Should India ban coaching factories? As China has done? Not likely since that would, in the eyes of liberal democrats mark a move to curb freedom of enterprise; after all, private colleges and coaching classes are flourishing businesses and an important component of the the service sector. Marwaha provides a poignant symbol of this when he cites the evidence from a survey by the CSDS, showing more than a third of the interviewees listed their occupation, as “students.”

At first glance, it seems likely that the current scenario, of domination and subjugation sustained through concepts and language that dull the mind into meek consensus for homogenisation and standardisation of learning and of late, even job skills, will ensure the dismal state of our pedagogy to say the least with all its inbuilt inequities. In 2017 at the Global Entrepreneur Summit Prime Minister Modi and Ivanka Trump, daughter of the US President at the time were greeted by Mitra: a humanoid robot.  “Robot Mitra was “programmed  …according to the requirement of the event.” It’s ‘creators’ Invento Robotics spokespersons were quoted by the media claiming that, “We build these robots for customer-interaction across multiple domains. You can deploy these robots at banks, airports hospitals…” An entrepreneur had invented a man, stripped of all the unorthodoxies that can get so troublesome for both sovereign power and capital. Imagine a world free of messy unwashed ideas and sloganeering workers and students. Robots could be so clean and also fun! And if not robots why not drones to work services efficiently as well as fight wars. No dissidents to fill your jails with


Also Read: I, ROBOT MITRA, FROM DYSTOPIA!


If that seems like a scenario from Karel Capek’s great play R.U.R. in which the word robot made its appearance for the first time, think again. His play ends with the robots acquiring human subjectivities much to the consternation of their ‘inventor’ .

That consciousness could take any turn. It is conceivable that despair within the young–robots in the making?–will lead to a form of nihilism where an infantile rage at the perceived injustice will find release in an Othering agenda that is evident now in the West where dystopian futures stare the vast majority of locals in the face, leading them to draw, in the words of Akeel Bilgrami the wrong inferences and rage against migrants and people of colour.

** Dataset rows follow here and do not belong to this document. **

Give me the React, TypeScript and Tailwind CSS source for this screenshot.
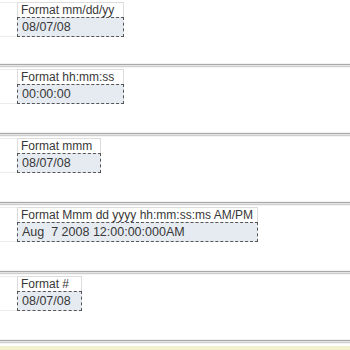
const sections = [
  { label: "Format mm/dd/yy", value: "08/07/08", width: "w-[107px]" },
  { label: "Format hh:mm:ss", value: "00:00:00", width: "w-[107px]" },
  { label: "Format mmm", value: "08/07/08", width: "w-[84px]" },
  { label: "Format Mmm dd yyyy hh:mm:ss:ms AM/PM", value: "Aug  7 2008 12:00:00:000AM", width: "w-[241px]" },
  { label: "Format #", value: "08/07/08", width: "w-[65px]" },
];

const Separator = () => (
  <div className="flex flex-col">
    <div className="h-px bg-[#f2f2f2]" />
    <div className="h-px bg-[#a9a9a9]" />
    <div className="h-px bg-[#e4e4e4]" />
    <div className="h-px bg-[#cfcfcf]" />
    <div className="h-px bg-[#f4f4f4]" />
  </div>
);

const Field = ({ label, value, width }: { label: string; value: string; width: string }) => (
  <div className="flex">
    <div className="w-[17px] flex flex-col">
      <div className="h-[15px] border-t border-[#ececec]" />
      <div className="h-[20px] border-b border-[#ececec]" />
    </div>
    <div className={`${width} flex flex-col`}>
      <div className="h-[15px] border-t border-r border-l border-[#dcdcdc] pl-[3px] text-[12px] leading-[14px] text-[#383838] whitespace-pre">
        {label}
      </div>
      <div className="h-[20px] border border-dashed border-[#555] bg-[#e6ebf2] pl-[4px] text-[12.5px] leading-[18px] text-[#383838] whitespace-pre">
        {value}
      </div>
    </div>
  </div>
);

export default function App() {
  return (
    <div className="w-[350px] h-[350px] overflow-hidden bg-white font-['Liberation_Sans',Arial,sans-serif]">
      <div className="pt-[2px] h-[63px]">
        <Field {...sections[0]} />
      </div>
      {sections.slice(1).map((s) => (
        <div key={s.label}>
          <Separator />
          <div className="pt-[1px] h-[64px]">
            <Field {...s} />
          </div>
        </div>
      ))}
      <Separator />
      <div className="mt-[2px] h-[4px] bg-[#f3f2cf]" />
    </div>
  );
}
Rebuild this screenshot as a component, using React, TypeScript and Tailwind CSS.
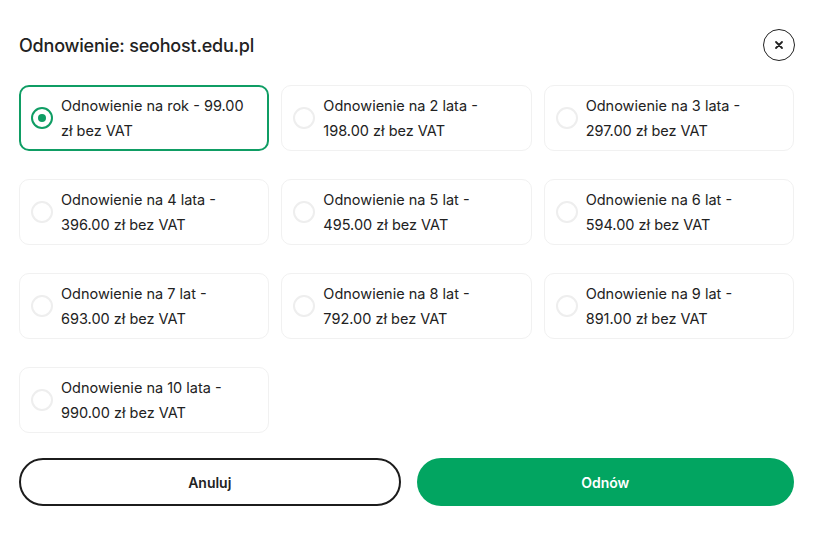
import { useState } from "react";

const options = [
  { label: "Odnowienie na rok", price: "99.00" },
  { label: "Odnowienie na 2 lata", price: "198.00" },
  { label: "Odnowienie na 3 lata", price: "297.00" },
  { label: "Odnowienie na 4 lata", price: "396.00" },
  { label: "Odnowienie na 5 lat", price: "495.00" },
  { label: "Odnowienie na 6 lat", price: "594.00" },
  { label: "Odnowienie na 7 lat", price: "693.00" },
  { label: "Odnowienie na 8 lat", price: "792.00" },
  { label: "Odnowienie na 9 lat", price: "891.00" },
  { label: "Odnowienie na 10 lata", price: "990.00" },
];

export default function App() {
  const [selected, setSelected] = useState(0);

  return (
    <div
      className="w-[825px] h-[539px] bg-white text-[#222] pl-[19px] pr-[31px] pt-[30px]"
      style={{ fontFamily: "Inter, 'Noto Sans', sans-serif" }}
    >
      {/* Header */}
      <div className="flex items-center justify-between h-[30px]">
        <h2 className="text-[18px] font-medium tracking-[-0.2px]">Odnowienie: seohost.edu.pl</h2>
        <button className="w-[32px] h-[32px] rounded-full border border-[#222] flex items-center justify-center mr-[-1px]">
          <svg width="10" height="10" viewBox="0 0 10 10">
            <path d="M2 2 L8 8 M8 2 L2 8" stroke="#222" strokeWidth="1.8" strokeLinecap="round" />
          </svg>
        </button>
      </div>

      {/* Options */}
      <div className="grid grid-cols-3 gap-x-[12px] gap-y-[28px] mt-[25px]">
        {options.map((o, i) => {
          const active = i === selected;
          return (
            <button
              key={o.label}
              onClick={() => setSelected(i)}
              className={`h-[66px] rounded-[10px] flex items-center text-left pr-[12px] ${
                active ? "border-2 border-[#0f9d64] pl-[10px]" : "border border-[#f1f1f1] pl-[11px]"
              }`}
            >
              <span
                className={`shrink-0 w-[22px] h-[22px] rounded-full flex items-center justify-center ${
                  active ? "border-2 border-[#0f9d64]" : "border-2 border-[#eeeeee]"
                }`}
              >
                {active && <span className="w-[8px] h-[8px] rounded-full bg-[#0f9d64]" />}
              </span>
              <span className="ml-[8px] text-[14.5px] leading-[25px] text-[#222]">
                {o.label} - {o.price} zł bez VAT
              </span>
            </button>
          );
        })}
      </div>

      {/* Actions */}
      <div className="flex gap-[16px] mt-[25px]">
        <button className="flex-1 h-[48px] rounded-full border-2 border-[#1c1c1c] text-[14px] font-semibold">
          Anuluj
        </button>
        <button className="flex-1 h-[48px] rounded-full bg-[#02a561] text-white text-[14px] font-semibold">
          Odnów
        </button>
      </div>
    </div>
  );
}
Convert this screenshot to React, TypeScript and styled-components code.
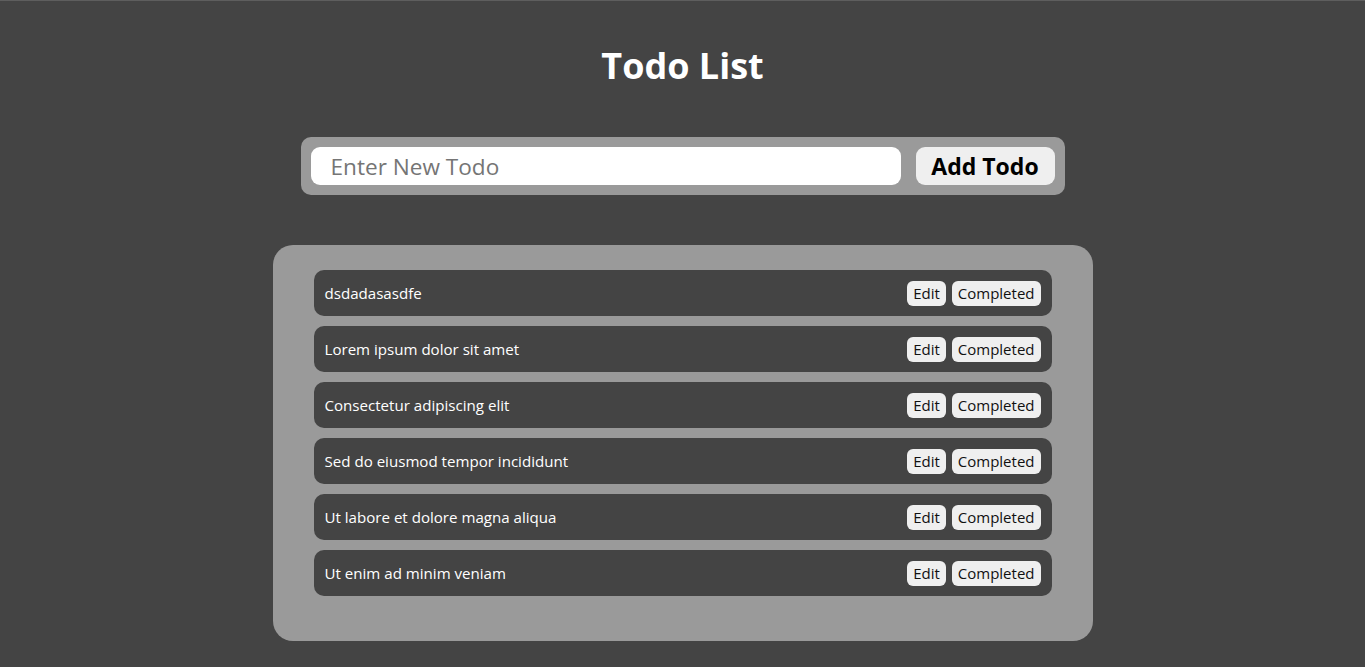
import React, { useState } from "react";
import styled, { createGlobalStyle } from "styled-components";

const Global = createGlobalStyle`
  html, body { margin: 0; padding: 0; background: #444444; }
  body { font-family: "Open Sans", "Noto Sans", sans-serif; border-top: 1px solid #5e5e5e; }
  * { box-sizing: border-box; }
`;

const Page = styled.div`
  display: flex;
  flex-direction: column;
  align-items: center;
  min-height: 666px;
`;

const Title = styled.h1`
  margin: 39px 0 0;
  color: #ffffff;
  font-size: 36px;
  font-weight: 700;
  line-height: 52px;
`;

const Form = styled.form`
  margin-top: 45px;
  width: 764px;
  height: 58px;
  padding: 10px;
  display: flex;
  gap: 15px;
  background: #9a9a9a;
  border-radius: 10px;
`;

const Input = styled.input`
  flex: 1;
  height: 38px;
  border: none;
  outline: none;
  border-radius: 9px;
  background: #ffffff;
  padding: 0 20px;
  font-family: inherit;
  font-size: 22.6px;
  color: #222;
  &::placeholder { color: #757575; }
`;

const AddButton = styled.button`
  width: 139px;
  height: 38px;
  border: none;
  border-radius: 9px;
  background: #efefef;
  color: #000;
  font-family: inherit;
  font-size: 23px;
  font-weight: 700;
  cursor: pointer;
`;

const List = styled.ul`
  list-style: none;
  margin: 50px 0 26px;
  width: 820px;
  padding: 25px 41px 35px;
  background: #9a9a9a;
  border-radius: 20px;
`;

const Row = styled.li`
  height: 46px;
  margin-bottom: 10px;
  padding: 0 11px 0 11px;
  display: flex;
  align-items: center;
  background: #444444;
  border-radius: 10px;
  color: #ffffff;
  font-size: 15.1px;
`;

const RowText = styled.span`
  flex: 1;
`;

const Actions = styled.div`
  display: flex;
  gap: 6px;
`;

const SmallButton = styled.button`
  height: 25px;
  padding: 0 6px;
  border: none;
  border-radius: 6px;
  background: #efefef;
  color: #111;
  font-family: inherit;
  font-size: 15px;
  line-height: 25px;
  cursor: pointer;
`;

const initial = [
  "dsdadasasdfe",
  "Lorem ipsum dolor sit amet",
  "Consectetur adipiscing elit",
  "Sed do eiusmod tempor incididunt",
  "Ut labore et dolore magna aliqua",
  "Ut enim ad minim veniam",
];

export default function App() {
  const [todos] = useState(initial);
  return (
    <>
      <Global />
      <Page>
        <Title>Todo List</Title>
        <Form onSubmit={(e) => e.preventDefault()}>
          <Input placeholder="Enter New Todo" />
          <AddButton type="submit">Add Todo</AddButton>
        </Form>
        <List>
          {todos.map((t) => (
            <Row key={t}>
              <RowText>{t}</RowText>
              <Actions>
                <SmallButton>Edit</SmallButton>
                <SmallButton>Completed</SmallButton>
              </Actions>
            </Row>
          ))}
        </List>
      </Page>
    </>
  );
}
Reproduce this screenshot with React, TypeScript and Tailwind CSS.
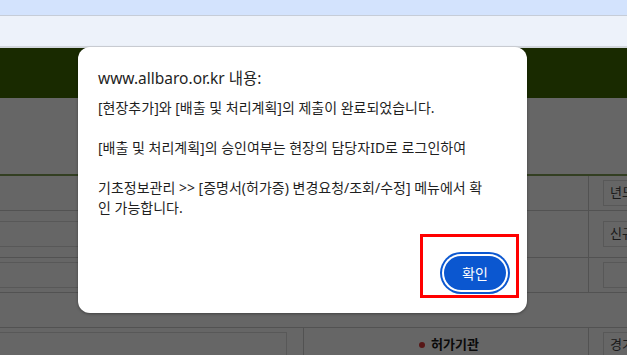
const FONT = { fontFamily: '"Noto Sans", "Noto Sans CJK KR", sans-serif' };

const Field = ({ text, className = "" }: { text?: string; className?: string }) => (
  <div
    className={
      "flex h-[26px] shrink-0 items-center overflow-hidden whitespace-nowrap border border-[#dcdcdc] bg-white px-[6px] text-[13px] text-[#444] " +
      className
    }
  >
    {text}
  </div>
);

const Row = ({
  height,
  left,
  middle,
  right,
  plain,
}: {
  height: string;
  left?: React.ReactNode;
  middle?: React.ReactNode;
  right?: React.ReactNode;
  plain?: boolean;
}) => (
  <div className={"flex border-b border-[#cccccc] " + height}>
    {plain ? null : (
      <>
        <div className="flex w-[303px] shrink-0 items-center pr-[16px]">{left}</div>
        <div className="flex w-[285px] shrink-0 items-center justify-center border-l border-[#cccccc]">
          {middle}
        </div>
        <div className="flex min-w-0 flex-1 items-center overflow-hidden border-l border-[#cccccc] pl-[14px]">
          {right}
        </div>
      </>
    )}
  </div>
);

export default function App() {
  return (
    <div className="relative h-[355px] w-[627px] overflow-hidden bg-white" style={FONT}>
      {/* browser chrome */}
      <div className="h-[16px] border-b border-[#c6cdd8] bg-[#d3e3fd]" />
      <div className="h-[32px] border-b-2 border-[#d2d6dc] bg-[#edf2fa]" />

      {/* page under the dimming scrim */}
      <div className="relative">
        <div className="h-[50px] bg-[#3f6a00]" />
        <div className="h-[78px] border-b-2 border-[#7f9e55] bg-white" />
        <Row height="h-[35px]" right={<Field text="년도선택" className="w-[80px]" />} />
        <Row
          height="h-[47px]"
          left={<Field className="w-full border-l-0" />}
          right={<Field text="신규" className="w-[80px]" />}
        />
        <Row
          height="h-[35px]"
          left={<Field className="w-full border-l-0 bg-[#f0f0f0]" />}
          right={<Field className="w-[80px]" />}
        />
        <Row height="h-[35px]" plain />
        <Row
          height="h-[35px]"
          left={<Field className="w-full border-l-0" />}
          middle={
            <div className="ml-[6px] flex items-center gap-[6px] text-[13px] font-bold text-[#1a1a1a]">
              <span className="h-[6px] w-[6px] rounded-full bg-[#d93a3a]" />
              허가기관
            </div>
          }
          right={<Field text="경기도" className="w-[80px]" />}
        />
        <div className="absolute inset-0 bg-black/60" />
      </div>

      {/* alert dialog */}
      <div className="absolute left-[78px] top-[47px] flex h-[266px] w-[449px] flex-col rounded-[12px] bg-white px-[20px] pb-[23px] pt-[20px] text-[#1f1f1f] shadow-[0_1px_3px_rgba(0,0,0,0.35)]">
        <div className="text-[15.5px] leading-[22px]">www.allbaro.or.kr 내용:</div>
        <div className="mt-[9px] whitespace-nowrap text-[14px] leading-[20px]">
          <div>[현장추가]와 [배출 및 처리계획]의 제출이 완료되었습니다.</div>
          <div>&nbsp;</div>
          <div>[배출 및 처리계획]의 승인여부는 현장의 담당자ID로 로그인하여</div>
          <div>&nbsp;</div>
          <div>기초정보관리 &gt;&gt; [증명서(허가증) 변경요청/조회/수정] 메뉴에서 확</div>
          <div>인 가능합니다.</div>
        </div>
        <div className="mt-auto flex justify-end pr-[1px]">
          <button className="h-[34px] w-[62px] rounded-full bg-[#0b57d0] text-[14px] font-normal text-white ring-2 ring-[#0b57d0] ring-offset-2 ring-offset-white">
            확인
          </button>
        </div>
      </div>

      {/* red highlight box */}
      <div className="absolute left-[420px] top-[234px] h-[64px] w-[99px] border-[3px] border-[#ff0000]" />
    </div>
  );
}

But another consciousness could also loom as the right inferences from perceived injustices are drawn and the resistance to those categories of hegemonic consensus—standardisation and specialization in knowledge acquisition, pursuit of spectacle and optics as a universal reality—that hollow out learning, leading to an indifference to life around us, is heard and the young begin to demand a new education, a new life, new dreams, more in harmony with the diversity of beings, a re-discovery of the ethical. At this point of the ‘epistemological break’ a transformative upheaval could become a palpable reality creating an arena wherein the right questions are asked and the wrong answers, unlearnt.